(Pages as source code)
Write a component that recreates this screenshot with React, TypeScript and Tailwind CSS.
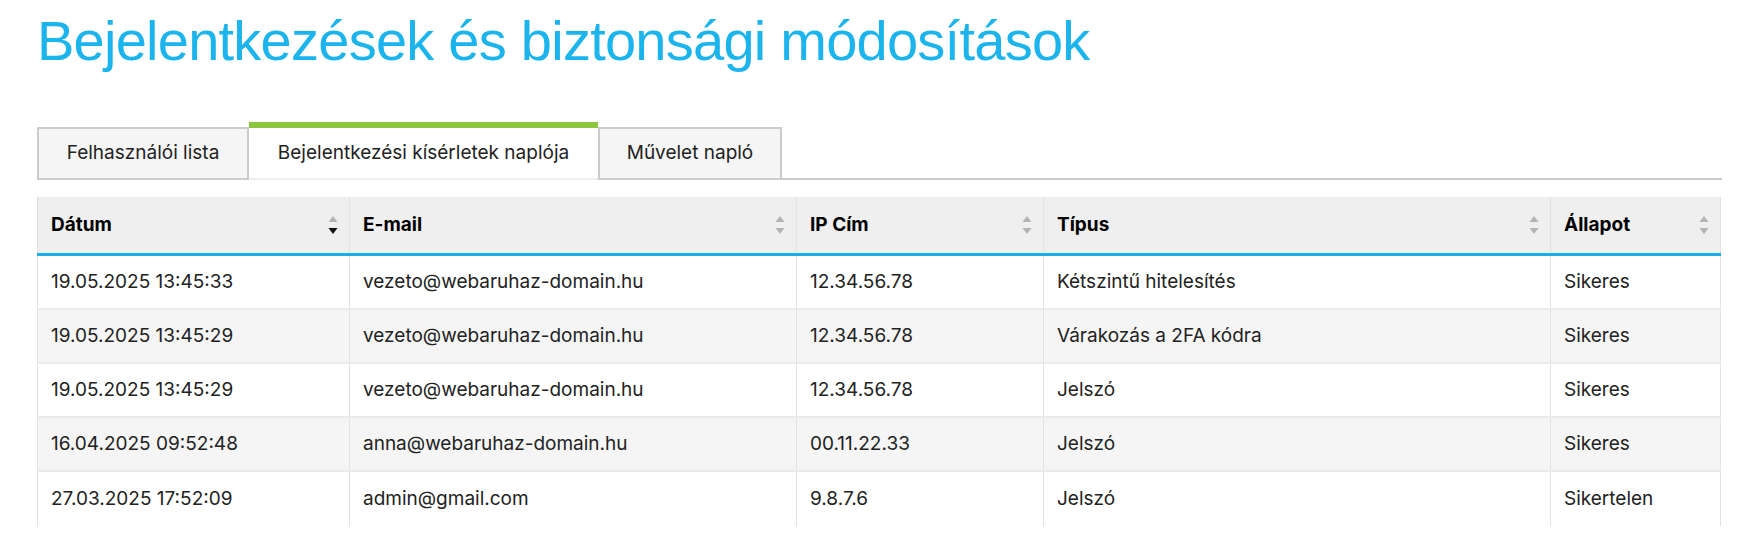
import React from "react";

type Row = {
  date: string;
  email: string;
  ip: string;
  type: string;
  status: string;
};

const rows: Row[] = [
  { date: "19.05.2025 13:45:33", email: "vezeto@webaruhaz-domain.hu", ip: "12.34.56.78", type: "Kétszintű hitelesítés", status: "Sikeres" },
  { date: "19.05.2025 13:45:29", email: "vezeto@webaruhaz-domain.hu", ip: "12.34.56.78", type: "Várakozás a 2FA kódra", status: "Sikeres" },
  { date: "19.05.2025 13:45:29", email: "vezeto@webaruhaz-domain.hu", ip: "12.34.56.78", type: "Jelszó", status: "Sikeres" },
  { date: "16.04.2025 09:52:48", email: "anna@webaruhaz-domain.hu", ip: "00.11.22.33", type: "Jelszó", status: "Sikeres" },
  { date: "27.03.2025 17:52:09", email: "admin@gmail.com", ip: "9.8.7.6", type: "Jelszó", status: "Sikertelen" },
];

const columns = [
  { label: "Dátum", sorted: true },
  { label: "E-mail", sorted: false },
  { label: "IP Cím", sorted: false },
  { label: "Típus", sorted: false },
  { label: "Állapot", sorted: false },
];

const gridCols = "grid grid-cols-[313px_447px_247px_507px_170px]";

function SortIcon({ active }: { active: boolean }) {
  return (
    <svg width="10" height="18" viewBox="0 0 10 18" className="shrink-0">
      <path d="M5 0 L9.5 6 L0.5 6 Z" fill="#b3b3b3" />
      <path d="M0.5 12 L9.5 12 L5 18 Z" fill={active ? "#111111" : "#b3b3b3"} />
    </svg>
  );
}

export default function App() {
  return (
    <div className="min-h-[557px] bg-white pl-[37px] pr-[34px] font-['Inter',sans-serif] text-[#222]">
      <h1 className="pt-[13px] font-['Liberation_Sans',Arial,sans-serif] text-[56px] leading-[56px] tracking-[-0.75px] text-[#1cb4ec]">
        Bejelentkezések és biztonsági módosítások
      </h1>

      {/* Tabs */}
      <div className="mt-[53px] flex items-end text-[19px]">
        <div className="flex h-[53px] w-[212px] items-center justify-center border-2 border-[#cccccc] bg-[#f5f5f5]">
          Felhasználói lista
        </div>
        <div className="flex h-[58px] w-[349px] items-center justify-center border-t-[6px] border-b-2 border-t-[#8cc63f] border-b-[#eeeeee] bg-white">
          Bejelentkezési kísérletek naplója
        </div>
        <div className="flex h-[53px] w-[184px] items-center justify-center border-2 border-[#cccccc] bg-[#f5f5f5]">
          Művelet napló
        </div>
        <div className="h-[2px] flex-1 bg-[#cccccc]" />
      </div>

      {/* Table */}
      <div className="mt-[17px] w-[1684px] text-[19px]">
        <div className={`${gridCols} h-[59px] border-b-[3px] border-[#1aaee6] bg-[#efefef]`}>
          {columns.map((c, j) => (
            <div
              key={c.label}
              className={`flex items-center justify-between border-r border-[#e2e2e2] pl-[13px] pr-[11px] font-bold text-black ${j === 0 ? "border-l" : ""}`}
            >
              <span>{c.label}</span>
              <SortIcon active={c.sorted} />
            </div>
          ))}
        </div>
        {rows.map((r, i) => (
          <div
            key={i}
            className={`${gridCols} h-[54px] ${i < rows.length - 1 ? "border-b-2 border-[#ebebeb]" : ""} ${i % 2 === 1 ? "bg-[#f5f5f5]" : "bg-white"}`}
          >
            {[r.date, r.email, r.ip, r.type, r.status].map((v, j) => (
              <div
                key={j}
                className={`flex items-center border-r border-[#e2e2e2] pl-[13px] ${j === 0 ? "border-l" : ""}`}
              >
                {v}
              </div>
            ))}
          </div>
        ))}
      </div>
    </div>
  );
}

* * *

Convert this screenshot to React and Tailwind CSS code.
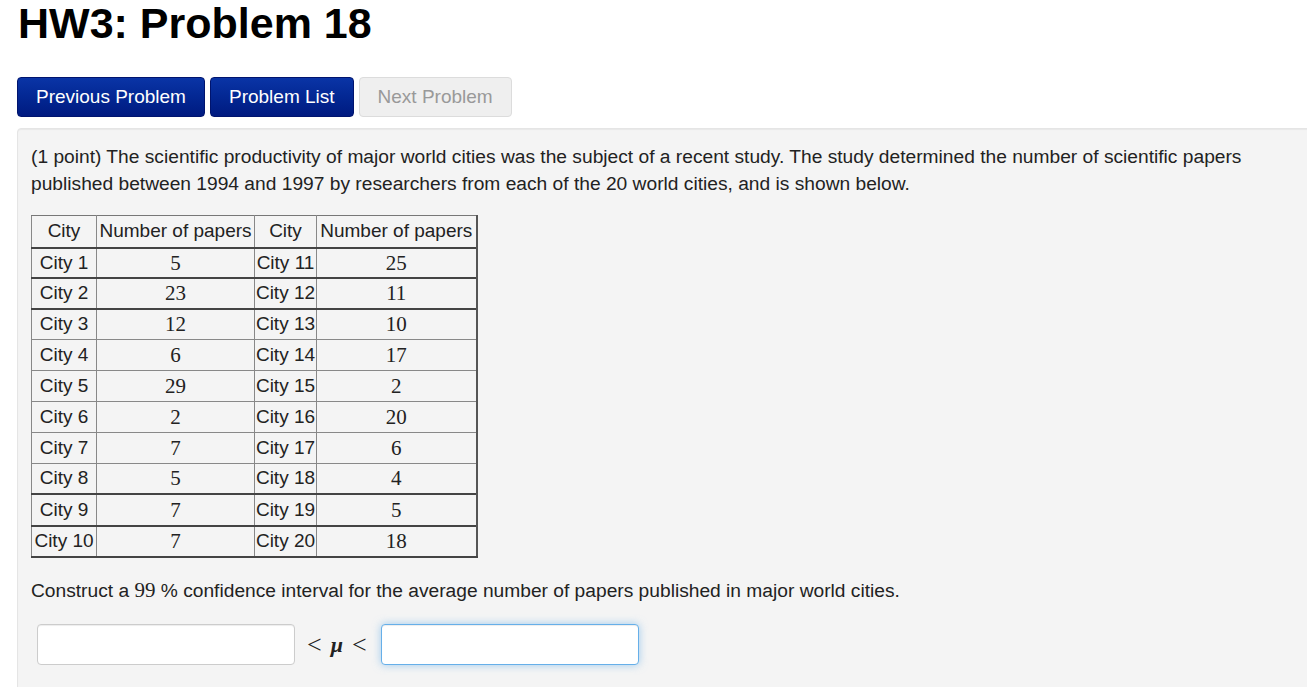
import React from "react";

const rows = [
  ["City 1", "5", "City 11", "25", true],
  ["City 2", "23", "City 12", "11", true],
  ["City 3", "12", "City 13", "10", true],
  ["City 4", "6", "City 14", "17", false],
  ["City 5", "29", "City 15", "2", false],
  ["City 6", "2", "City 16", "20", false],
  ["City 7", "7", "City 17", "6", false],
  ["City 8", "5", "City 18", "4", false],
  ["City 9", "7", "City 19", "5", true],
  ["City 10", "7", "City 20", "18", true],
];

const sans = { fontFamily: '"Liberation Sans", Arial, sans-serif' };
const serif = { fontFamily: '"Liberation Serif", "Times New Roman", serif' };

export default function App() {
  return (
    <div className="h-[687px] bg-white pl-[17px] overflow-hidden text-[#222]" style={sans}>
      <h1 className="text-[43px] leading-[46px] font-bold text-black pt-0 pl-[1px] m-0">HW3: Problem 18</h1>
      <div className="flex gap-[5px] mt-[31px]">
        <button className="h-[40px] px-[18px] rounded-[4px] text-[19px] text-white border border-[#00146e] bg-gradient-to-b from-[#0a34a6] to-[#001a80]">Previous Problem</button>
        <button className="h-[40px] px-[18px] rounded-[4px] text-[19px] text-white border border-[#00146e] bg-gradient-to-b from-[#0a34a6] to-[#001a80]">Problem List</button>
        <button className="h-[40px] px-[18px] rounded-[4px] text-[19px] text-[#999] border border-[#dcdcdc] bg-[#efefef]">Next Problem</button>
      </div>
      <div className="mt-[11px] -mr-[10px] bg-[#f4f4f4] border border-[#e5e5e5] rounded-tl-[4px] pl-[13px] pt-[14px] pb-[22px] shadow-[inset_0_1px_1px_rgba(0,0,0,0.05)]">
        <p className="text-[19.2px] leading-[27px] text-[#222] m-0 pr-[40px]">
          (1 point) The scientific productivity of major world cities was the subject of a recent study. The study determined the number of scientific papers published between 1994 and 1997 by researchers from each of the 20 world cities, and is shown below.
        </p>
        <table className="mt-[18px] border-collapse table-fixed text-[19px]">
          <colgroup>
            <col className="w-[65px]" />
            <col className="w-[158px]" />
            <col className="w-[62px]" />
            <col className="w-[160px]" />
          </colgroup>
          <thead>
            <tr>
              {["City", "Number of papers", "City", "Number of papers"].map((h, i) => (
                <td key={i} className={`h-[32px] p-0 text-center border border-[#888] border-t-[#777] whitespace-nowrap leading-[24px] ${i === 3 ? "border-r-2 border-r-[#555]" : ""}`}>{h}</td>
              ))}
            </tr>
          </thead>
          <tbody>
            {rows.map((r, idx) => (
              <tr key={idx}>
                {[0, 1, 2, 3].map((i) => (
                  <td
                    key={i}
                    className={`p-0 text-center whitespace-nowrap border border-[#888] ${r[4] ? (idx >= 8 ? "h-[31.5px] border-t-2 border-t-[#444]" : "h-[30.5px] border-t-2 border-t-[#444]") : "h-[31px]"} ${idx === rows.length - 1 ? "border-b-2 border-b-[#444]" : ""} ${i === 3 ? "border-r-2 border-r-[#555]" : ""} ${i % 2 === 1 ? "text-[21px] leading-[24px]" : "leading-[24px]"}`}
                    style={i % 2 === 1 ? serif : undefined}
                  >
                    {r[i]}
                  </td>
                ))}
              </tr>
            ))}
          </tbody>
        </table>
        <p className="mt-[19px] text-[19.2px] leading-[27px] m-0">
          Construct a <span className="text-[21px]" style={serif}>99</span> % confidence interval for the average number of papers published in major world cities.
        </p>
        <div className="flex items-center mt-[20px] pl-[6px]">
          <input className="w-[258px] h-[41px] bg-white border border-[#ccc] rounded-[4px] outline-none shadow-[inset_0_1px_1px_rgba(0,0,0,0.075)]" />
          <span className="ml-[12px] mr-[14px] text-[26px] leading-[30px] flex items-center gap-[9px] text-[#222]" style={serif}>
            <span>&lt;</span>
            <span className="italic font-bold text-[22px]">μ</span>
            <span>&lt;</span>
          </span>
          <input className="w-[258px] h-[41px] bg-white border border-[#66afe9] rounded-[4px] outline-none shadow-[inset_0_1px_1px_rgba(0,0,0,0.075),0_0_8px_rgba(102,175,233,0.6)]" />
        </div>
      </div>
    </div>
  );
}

**Brief**
Check each line of the entries above, and show every one holding the word "React".

**Full output**
Write a component that recreates this screenshot with React, TypeScript and Tailwind CSS.
import React from "react";
Convert this screenshot to React and Tailwind CSS code.
import React from "react";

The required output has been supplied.